The FSA office in Cobleskill is "a good hour away," he said, where there aren’t any John Deere dealers. Mark Stanton said he is proud to be in Albany County, which he called "the dairy capital of New York State."

John Santacrose, also a board member of the Albany County Soil and Water Conservation District’s board of directors, questioned the FSA committee’s process for deciding which sites will close. He questioned whether there was a conflict-of-interest policy. He asked if some committee members recused themselves. The process used by the committee in their decisions should be made public, Santacrose said.

Robert Howland, a state committee member, responded by saying he had experienced the merger of the FSA office in Tioga and Chemung counties in the mid-1990s.
"I know what this process is about," Howland said. Howland was once a farmer and a Tioga County FSA committee member.
"It works. It can work. I’ve lived through it, and it’s not a difficult thing," said Howland.

Farmers were concerned about the distance between their farm and the FSA office in Cobleskill.
"You don’t have to go to the office. You have to communicate with the office," Howland said.
"When Dawn [Latham] goes on maternity leave, what am I going to do"" Humphreys asked a hostile crowd. Latham is one of the Albany office’s staff.

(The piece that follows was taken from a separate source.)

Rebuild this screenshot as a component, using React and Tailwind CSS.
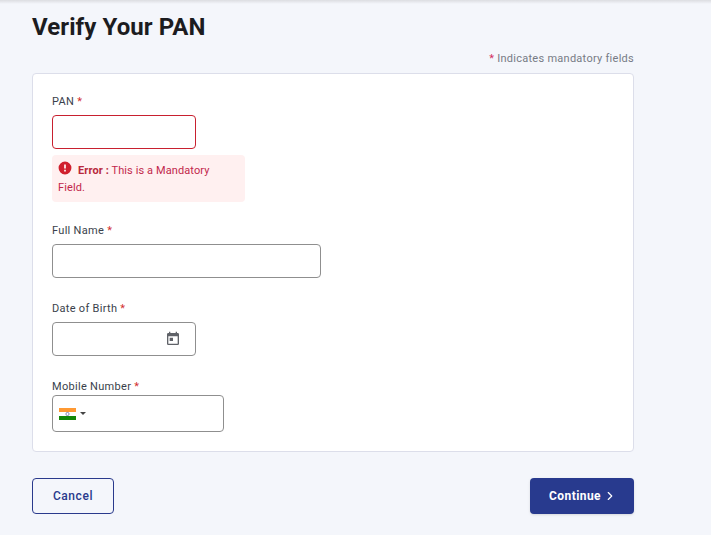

If the office closes, a part-time position, held by Margie Renko, will be eliminated.
"Tell Washington we’ve got a problem," Gordon replied.

Near the end of the meeting, Kevin Crosier, Berne’s supervisor and a maple syrup producer, pressured FSA committee members to drive with him to the lookout at John Boyd Thacher State Park, where, Crosier said, they can see farmland being encroached upon.
"They don’t face that in Schoharie County," Crosier said. "We’re facing it in Albany County."

Near the end of the hearing, some farmers, angered and frustrated, walked out, slamming the door behind them.
"We will consider what you’ve said," Humphreys said at the hearing’s conclusion. "This isn’t my favorite topic either, by any means."